Every record below should be transcribed exactly. Omit the images.

[START OF RECORD EXCERPTS]

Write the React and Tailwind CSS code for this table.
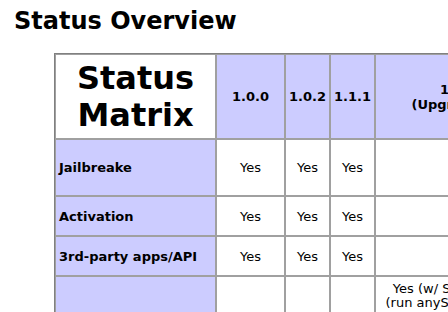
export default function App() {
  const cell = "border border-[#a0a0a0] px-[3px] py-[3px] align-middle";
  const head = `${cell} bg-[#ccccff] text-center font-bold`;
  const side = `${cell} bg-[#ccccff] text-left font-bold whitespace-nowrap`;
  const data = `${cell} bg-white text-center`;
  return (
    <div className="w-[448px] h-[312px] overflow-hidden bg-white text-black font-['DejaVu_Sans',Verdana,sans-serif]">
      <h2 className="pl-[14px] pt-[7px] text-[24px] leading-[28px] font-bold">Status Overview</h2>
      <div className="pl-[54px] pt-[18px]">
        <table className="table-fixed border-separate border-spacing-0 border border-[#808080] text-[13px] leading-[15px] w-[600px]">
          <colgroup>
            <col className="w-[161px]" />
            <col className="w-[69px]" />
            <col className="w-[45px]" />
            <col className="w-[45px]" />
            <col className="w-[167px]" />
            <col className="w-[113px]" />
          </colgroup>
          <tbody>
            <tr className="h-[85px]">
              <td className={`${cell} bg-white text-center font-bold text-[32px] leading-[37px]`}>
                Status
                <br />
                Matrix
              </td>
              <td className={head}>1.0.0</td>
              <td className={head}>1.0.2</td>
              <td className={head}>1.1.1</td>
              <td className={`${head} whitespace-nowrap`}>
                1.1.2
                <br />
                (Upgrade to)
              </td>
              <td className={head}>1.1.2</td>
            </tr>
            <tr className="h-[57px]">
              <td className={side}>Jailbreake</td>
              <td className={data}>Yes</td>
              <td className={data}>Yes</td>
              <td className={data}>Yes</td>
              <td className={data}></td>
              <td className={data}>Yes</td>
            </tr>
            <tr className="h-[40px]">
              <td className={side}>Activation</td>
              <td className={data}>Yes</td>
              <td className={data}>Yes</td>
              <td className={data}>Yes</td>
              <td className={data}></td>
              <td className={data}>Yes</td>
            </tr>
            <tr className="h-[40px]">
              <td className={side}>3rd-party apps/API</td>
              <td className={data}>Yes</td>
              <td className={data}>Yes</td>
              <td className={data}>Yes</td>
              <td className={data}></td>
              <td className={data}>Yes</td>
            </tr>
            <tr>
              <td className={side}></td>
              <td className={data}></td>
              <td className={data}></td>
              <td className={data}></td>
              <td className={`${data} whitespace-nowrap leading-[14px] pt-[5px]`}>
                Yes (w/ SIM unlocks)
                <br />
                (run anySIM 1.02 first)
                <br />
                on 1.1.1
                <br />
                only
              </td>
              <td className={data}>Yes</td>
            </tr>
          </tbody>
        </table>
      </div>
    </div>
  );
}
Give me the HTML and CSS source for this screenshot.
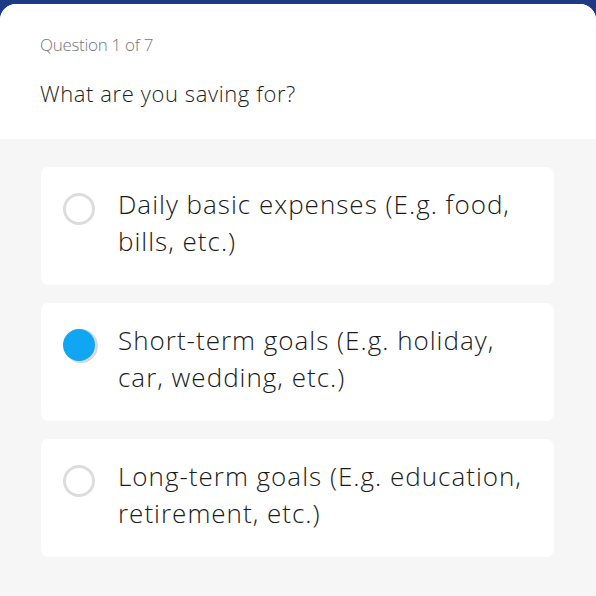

[END OF RECORD EXCERPTS]

RESPONSE TO THIS TASK:
Write the React and Tailwind CSS code for this table.
export default function App() {
  const cell = "border border-[#a0a0a0] px-[3px] py-[3px] align-middle";
  const head = `${cell} bg-[#ccccff] text-center font-bold`;
  const side = `${cell} bg-[#ccccff] text-left font-bold whitespace-nowrap`;
  const data = `${cell} bg-white text-center`;
  return (
    <div className="w-[448px] h-[312px] overflow-hidden bg-white text-black font-['DejaVu_Sans',Verdana,sans-serif]">
      <h2 className="pl-[14px] pt-[7px] text-[24px] leading-[28px] font-bold">Status Overview</h2>
      <div className="pl-[54px] pt-[18px]">
        <table className="table-fixed border-separate border-spacing-0 border border-[#808080] text-[13px] leading-[15px] w-[600px]">
          <colgroup>
            <col className="w-[161px]" />
            <col className="w-[69px]" />
            <col className="w-[45px]" />
            <col className="w-[45px]" />
            <col className="w-[167px]" />
            <col className="w-[113px]" />
          </colgroup>
          <tbody>
            <tr className="h-[85px]">
              <td className={`${cell} bg-white text-center font-bold text-[32px] leading-[37px]`}>
                Status
                <br />
                Matrix
              </td>
              <td className={head}>1.0.0</td>
              <td className={head}>1.0.2</td>
              <td className={head}>1.1.1</td>
              <td className={`${head} whitespace-nowrap`}>
                1.1.2
                <br />
                (Upgrade to)
              </td>
              <td className={head}>1.1.2</td>
            </tr>
            <tr className="h-[57px]">
              <td className={side}>Jailbreake</td>
              <td className={data}>Yes</td>
              <td className={data}>Yes</td>
              <td className={data}>Yes</td>
              <td className={data}></td>
              <td className={data}>Yes</td>
            </tr>
            <tr className="h-[40px]">
              <td className={side}>Activation</td>
              <td className={data}>Yes</td>
              <td className={data}>Yes</td>
              <td className={data}>Yes</td>
              <td className={data}></td>
              <td className={data}>Yes</td>
            </tr>
            <tr className="h-[40px]">
              <td className={side}>3rd-party apps/API</td>
              <td className={data}>Yes</td>
              <td className={data}>Yes</td>
              <td className={data}>Yes</td>
              <td className={data}></td>
              <td className={data}>Yes</td>
            </tr>
            <tr>
              <td className={side}></td>
              <td className={data}></td>
              <td className={data}></td>
              <td className={data}></td>
              <td className={`${data} whitespace-nowrap leading-[14px] pt-[5px]`}>
                Yes (w/ SIM unlocks)
                <br />
                (run anySIM 1.02 first)
                <br />
                on 1.1.1
                <br />
                only
              </td>
              <td className={data}>Yes</td>
            </tr>
          </tbody>
        </table>
      </div>
    </div>
  );
}
Give me the HTML and CSS source for this screenshot.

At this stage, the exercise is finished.